REQUIRED TASK:
The material below should be written out in full and exactly; pictures stay out of the copy.

DATA BLOCK:
==============================

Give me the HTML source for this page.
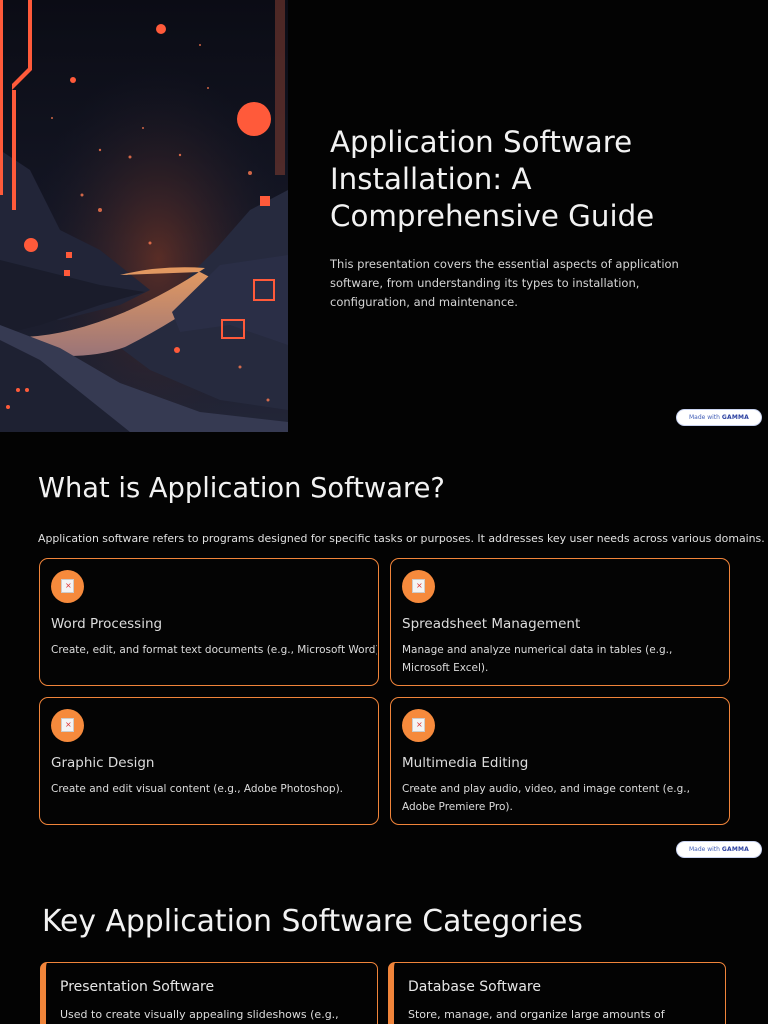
<!DOCTYPE html>
<html><head><meta charset="utf-8"><style>
*{margin:0;padding:0;box-sizing:border-box}
html,body{width:768px;height:1024px;overflow:hidden}
body{background:#030303;font-family:"DejaVu Sans","Liberation Sans",sans-serif;color:#eee;position:relative}
.a{position:absolute}
.badge{position:absolute;left:676px;width:86px;height:17px;background:#fff;border-radius:9px;border:1px solid #c9d3f0;font-size:6px;color:#4460b8;text-align:center;line-height:15px}
.badge b{font-weight:900;letter-spacing:.2px;color:#2a3fa0}
.card{position:absolute;width:340px;height:128px;border:1.5px solid #f0843a;border-radius:9px;background:#040404}
.ic{position:absolute;left:11px;top:11px;width:33px;height:33px;border-radius:50%;background:#f68a3c}
.ic i{position:absolute;left:10px;top:9px;width:13px;height:14px;background:#f4f4f4;border:1px solid #ccc}
.ic i:after{content:"×";position:absolute;left:3px;top:1px;font-size:8px;color:#d33;font-style:normal}
.ct{position:absolute;left:11px;top:57px;font-size:13.5px;color:#ddd;white-space:nowrap}
.cd{position:absolute;left:11px;top:82px;font-size:10.5px;color:#ddd;line-height:18px;width:320px}
.k{position:absolute;width:338px;height:80px;border:1.5px solid #f0843a;border-left:6px solid #f0843a;border-radius:7px;top:962px}
.k .t{position:absolute;left:14px;top:16px;font-size:14px;color:#e6e6e6}
.k .d{position:absolute;left:14px;top:45px;font-size:11px;color:#ddd}
</style></head><body>
<svg class="a" style="left:0;top:0" width="288" height="432" viewBox="0 0 288 432">
<defs>
<linearGradient id="sky" x1="0" y1="0" x2="0" y2="1"><stop offset="0" stop-color="#0b0c15"/><stop offset=".5" stop-color="#141624"/><stop offset="1" stop-color="#232638"/></linearGradient>
<linearGradient id="riv" x1="0" y1="0" x2="0" y2="1"><stop offset="0" stop-color="#e59a60"/><stop offset="1" stop-color="#9a7478"/></linearGradient>
<radialGradient id="glow" cx=".55" cy=".6" r=".45"><stop offset="0" stop-color="#6a3226" stop-opacity=".8"/><stop offset="1" stop-color="#1a1c2c" stop-opacity="0"/></radialGradient>
</defs>
<rect width="288" height="432" fill="url(#sky)"/>
<rect width="288" height="432" fill="url(#glow)"/>
<path d="M0 150 L30 170 L60 230 L100 250 L150 290 L120 305 L60 320 L0 310Z" fill="#222538"/>
<path d="M288 190 L250 210 L215 250 L190 275 L170 300 L110 340 L150 370 L220 400 L288 410Z" fill="#262a3e"/>
<path d="M0 260 L40 270 L100 285 L145 292 L100 305 L40 325 L0 335Z" fill="#1a1c2b"/>
<path d="M120 275 Q160 265 205 268 Q170 292 125 312 Q70 335 25 337 L15 352 Q85 362 125 347 Q175 322 225 285 L200 272Z" fill="url(#riv)"/>
<path d="M0 325 L60 348 L120 383 L200 412 L288 422 L288 432 L0 432Z" fill="#363a52"/>
<path d="M0 340 L40 360 L90 400 L130 432 L0 432Z" fill="#1e2132"/>
<path d="M220 265 L288 255 L288 345 L230 325 L180 332 L172 312Z" fill="#2a2e46"/>
<g fill="#ff5a3a">
<circle cx="254" cy="119" r="17"/><circle cx="161" cy="29" r="5"/><circle cx="31" cy="245" r="7"/>
<circle cx="73" cy="80" r="3"/><circle cx="177" cy="350" r="3"/><circle cx="8" cy="407" r="2"/><circle cx="18" cy="390" r="2"/><circle cx="27" cy="390" r="2"/>
<rect x="0" y="0" width="3" height="195"/><rect x="12" y="90" width="4" height="120"/><path d="M12 90 L32 70 L32 0 L28 0 L28 68 L12 84Z"/>
<rect x="254" y="280" width="20" height="20" fill="none" stroke="#ff5a3a" stroke-width="2"/>
<rect x="222" y="320" width="22" height="18" fill="none" stroke="#ff5a3a" stroke-width="2"/>
<rect x="260" y="196" width="10" height="10"/><rect x="64" y="270" width="6" height="6"/><rect x="66" y="252" width="6" height="6"/>
</g>
<g fill="#ff7a50" opacity=".8">
<circle cx="100" cy="150" r="1.2"/><circle cx="130" cy="157" r="1.5"/><circle cx="180" cy="155" r="1.2"/><circle cx="200" cy="45" r="1"/><circle cx="208" cy="88" r="1"/><circle cx="52" cy="118" r="1"/><circle cx="143" cy="128" r="1"/><circle cx="250" cy="173" r="2"/><circle cx="100" cy="210" r="2"/><circle cx="82" cy="195" r="1.5"/><circle cx="150" cy="243" r="1.5"/><circle cx="240" cy="367" r="1.5"/><circle cx="268" cy="400" r="1.5"/>
</g>
<rect x="275" y="0" width="10" height="175" fill="#7a3a30" opacity=".6"/>
</svg>
<div class="a" style="left:330px;top:124px;font-size:29.3px;line-height:37px;color:#f2f2f2;width:420px">Application Software Installation: A Comprehensive Guide</div>
<div class="a" style="left:330px;top:255px;font-size:11.5px;line-height:19px;color:#d6d6d6;width:380px">This presentation covers the essential aspects of application software, from understanding its types to installation, configuration, and maintenance.</div>
<div class="badge" style="top:409px">Made with <b>GAMMA</b></div>

<div class="a" style="left:38px;top:473px;font-size:27.3px;color:#f2f2f2">What is Application Software?</div>
<div class="a" style="left:38px;top:532px;font-size:10.9px;color:#e0e0e0;white-space:nowrap">Application software refers to programs designed for specific tasks or purposes. It addresses key user needs across various domains.</div>

<div class="card" style="left:39px;top:558px"><div class="ic"><i></i></div><div class="ct">Word Processing</div><div class="cd" style="white-space:nowrap;overflow:hidden;width:326px">Create, edit, and format text documents (e.g., Microsoft Word).</div></div>
<div class="card" style="left:390px;top:558px"><div class="ic"><i></i></div><div class="ct">Spreadsheet Management</div><div class="cd">Manage and analyze numerical data in tables (e.g., Microsoft Excel).</div></div>
<div class="card" style="left:39px;top:697px"><div class="ic"><i></i></div><div class="ct">Graphic Design</div><div class="cd">Create and edit visual content (e.g., Adobe Photoshop).</div></div>
<div class="card" style="left:390px;top:697px"><div class="ic"><i></i></div><div class="ct">Multimedia Editing</div><div class="cd">Create and play audio, video, and image content (e.g., Adobe Premiere Pro).</div></div>
<div class="badge" style="top:841px">Made with <b>GAMMA</b></div>

<div class="a" style="left:42px;top:904px;font-size:29.8px;color:#f2f2f2">Key Application Software Categories</div>
<div class="k" style="left:40px"><div class="t">Presentation Software</div><div class="d">Used to create visually appealing slideshows (e.g.,</div></div>
<div class="k" style="left:388px"><div class="t">Database Software</div><div class="d">Store, manage, and organize large amounts of</div></div>
</body></html>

==============================

WRITTEN ANSWER:
Give me the HTML source for this page.
<!DOCTYPE html>
<html><head><meta charset="utf-8"><style>
*{margin:0;padding:0;box-sizing:border-box}
html,body{width:768px;height:1024px;overflow:hidden}
body{background:#030303;font-family:"DejaVu Sans","Liberation Sans",sans-serif;color:#eee;position:relative}
.a{position:absolute}
.badge{position:absolute;left:676px;width:86px;height:17px;background:#fff;border-radius:9px;border:1px solid #c9d3f0;font-size:6px;color:#4460b8;text-align:center;line-height:15px}
.badge b{font-weight:900;letter-spacing:.2px;color:#2a3fa0}
.card{position:absolute;width:340px;height:128px;border:1.5px solid #f0843a;border-radius:9px;background:#040404}
.ic{position:absolute;left:11px;top:11px;width:33px;height:33px;border-radius:50%;background:#f68a3c}
.ic i{position:absolute;left:10px;top:9px;width:13px;height:14px;background:#f4f4f4;border:1px solid #ccc}
.ic i:after{content:"×";position:absolute;left:3px;top:1px;font-size:8px;color:#d33;font-style:normal}
.ct{position:absolute;left:11px;top:57px;font-size:13.5px;color:#ddd;white-space:nowrap}
.cd{position:absolute;left:11px;top:82px;font-size:10.5px;color:#ddd;line-height:18px;width:320px}
.k{position:absolute;width:338px;height:80px;border:1.5px solid #f0843a;border-left:6px solid #f0843a;border-radius:7px;top:962px}
.k .t{position:absolute;left:14px;top:16px;font-size:14px;color:#e6e6e6}
.k .d{position:absolute;left:14px;top:45px;font-size:11px;color:#ddd}
</style></head><body>
<svg class="a" style="left:0;top:0" width="288" height="432" viewBox="0 0 288 432">
<defs>
<linearGradient id="sky" x1="0" y1="0" x2="0" y2="1"><stop offset="0" stop-color="#0b0c15"/><stop offset=".5" stop-color="#141624"/><stop offset="1" stop-color="#232638"/></linearGradient>
<linearGradient id="riv" x1="0" y1="0" x2="0" y2="1"><stop offset="0" stop-color="#e59a60"/><stop offset="1" stop-color="#9a7478"/></linearGradient>
<radialGradient id="glow" cx=".55" cy=".6" r=".45"><stop offset="0" stop-color="#6a3226" stop-opacity=".8"/><stop offset="1" stop-color="#1a1c2c" stop-opacity="0"/></radialGradient>
</defs>
<rect width="288" height="432" fill="url(#sky)"/>
<rect width="288" height="432" fill="url(#glow)"/>
<path d="M0 150 L30 170 L60 230 L100 250 L150 290 L120 305 L60 320 L0 310Z" fill="#222538"/>
<path d="M288 190 L250 210 L215 250 L190 275 L170 300 L110 340 L150 370 L220 400 L288 410Z" fill="#262a3e"/>
<path d="M0 260 L40 270 L100 285 L145 292 L100 305 L40 325 L0 335Z" fill="#1a1c2b"/>
<path d="M120 275 Q160 265 205 268 Q170 292 125 312 Q70 335 25 337 L15 352 Q85 362 125 347 Q175 322 225 285 L200 272Z" fill="url(#riv)"/>
<path d="M0 325 L60 348 L120 383 L200 412 L288 422 L288 432 L0 432Z" fill="#363a52"/>
<path d="M0 340 L40 360 L90 400 L130 432 L0 432Z" fill="#1e2132"/>
<path d="M220 265 L288 255 L288 345 L230 325 L180 332 L172 312Z" fill="#2a2e46"/>
<g fill="#ff5a3a">
<circle cx="254" cy="119" r="17"/><circle cx="161" cy="29" r="5"/><circle cx="31" cy="245" r="7"/>
<circle cx="73" cy="80" r="3"/><circle cx="177" cy="350" r="3"/><circle cx="8" cy="407" r="2"/><circle cx="18" cy="390" r="2"/><circle cx="27" cy="390" r="2"/>
<rect x="0" y="0" width="3" height="195"/><rect x="12" y="90" width="4" height="120"/><path d="M12 90 L32 70 L32 0 L28 0 L28 68 L12 84Z"/>
<rect x="254" y="280" width="20" height="20" fill="none" stroke="#ff5a3a" stroke-width="2"/>
<rect x="222" y="320" width="22" height="18" fill="none" stroke="#ff5a3a" stroke-width="2"/>
<rect x="260" y="196" width="10" height="10"/><rect x="64" y="270" width="6" height="6"/><rect x="66" y="252" width="6" height="6"/>
</g>
<g fill="#ff7a50" opacity=".8">
<circle cx="100" cy="150" r="1.2"/><circle cx="130" cy="157" r="1.5"/><circle cx="180" cy="155" r="1.2"/><circle cx="200" cy="45" r="1"/><circle cx="208" cy="88" r="1"/><circle cx="52" cy="118" r="1"/><circle cx="143" cy="128" r="1"/><circle cx="250" cy="173" r="2"/><circle cx="100" cy="210" r="2"/><circle cx="82" cy="195" r="1.5"/><circle cx="150" cy="243" r="1.5"/><circle cx="240" cy="367" r="1.5"/><circle cx="268" cy="400" r="1.5"/>
</g>
<rect x="275" y="0" width="10" height="175" fill="#7a3a30" opacity=".6"/>
</svg>
<div class="a" style="left:330px;top:124px;font-size:29.3px;line-height:37px;color:#f2f2f2;width:420px">Application Software Installation: A Comprehensive Guide</div>
<div class="a" style="left:330px;top:255px;font-size:11.5px;line-height:19px;color:#d6d6d6;width:380px">This presentation covers the essential aspects of application software, from understanding its types to installation, configuration, and maintenance.</div>
<div class="badge" style="top:409px">Made with <b>GAMMA</b></div>

<div class="a" style="left:38px;top:473px;font-size:27.3px;color:#f2f2f2">What is Application Software?</div>
<div class="a" style="left:38px;top:532px;font-size:10.9px;color:#e0e0e0;white-space:nowrap">Application software refers to programs designed for specific tasks or purposes. It addresses key user needs across various domains.</div>

<div class="card" style="left:39px;top:558px"><div class="ic"><i></i></div><div class="ct">Word Processing</div><div class="cd" style="white-space:nowrap;overflow:hidden;width:326px">Create, edit, and format text documents (e.g., Microsoft Word).</div></div>
<div class="card" style="left:390px;top:558px"><div class="ic"><i></i></div><div class="ct">Spreadsheet Management</div><div class="cd">Manage and analyze numerical data in tables (e.g., Microsoft Excel).</div></div>
<div class="card" style="left:39px;top:697px"><div class="ic"><i></i></div><div class="ct">Graphic Design</div><div class="cd">Create and edit visual content (e.g., Adobe Photoshop).</div></div>
<div class="card" style="left:390px;top:697px"><div class="ic"><i></i></div><div class="ct">Multimedia Editing</div><div class="cd">Create and play audio, video, and image content (e.g., Adobe Premiere Pro).</div></div>
<div class="badge" style="top:841px">Made with <b>GAMMA</b></div>

<div class="a" style="left:42px;top:904px;font-size:29.8px;color:#f2f2f2">Key Application Software Categories</div>
<div class="k" style="left:40px"><div class="t">Presentation Software</div><div class="d">Used to create visually appealing slideshows (e.g.,</div></div>
<div class="k" style="left:388px"><div class="t">Database Software</div><div class="d">Store, manage, and organize large amounts of</div></div>
</body></html>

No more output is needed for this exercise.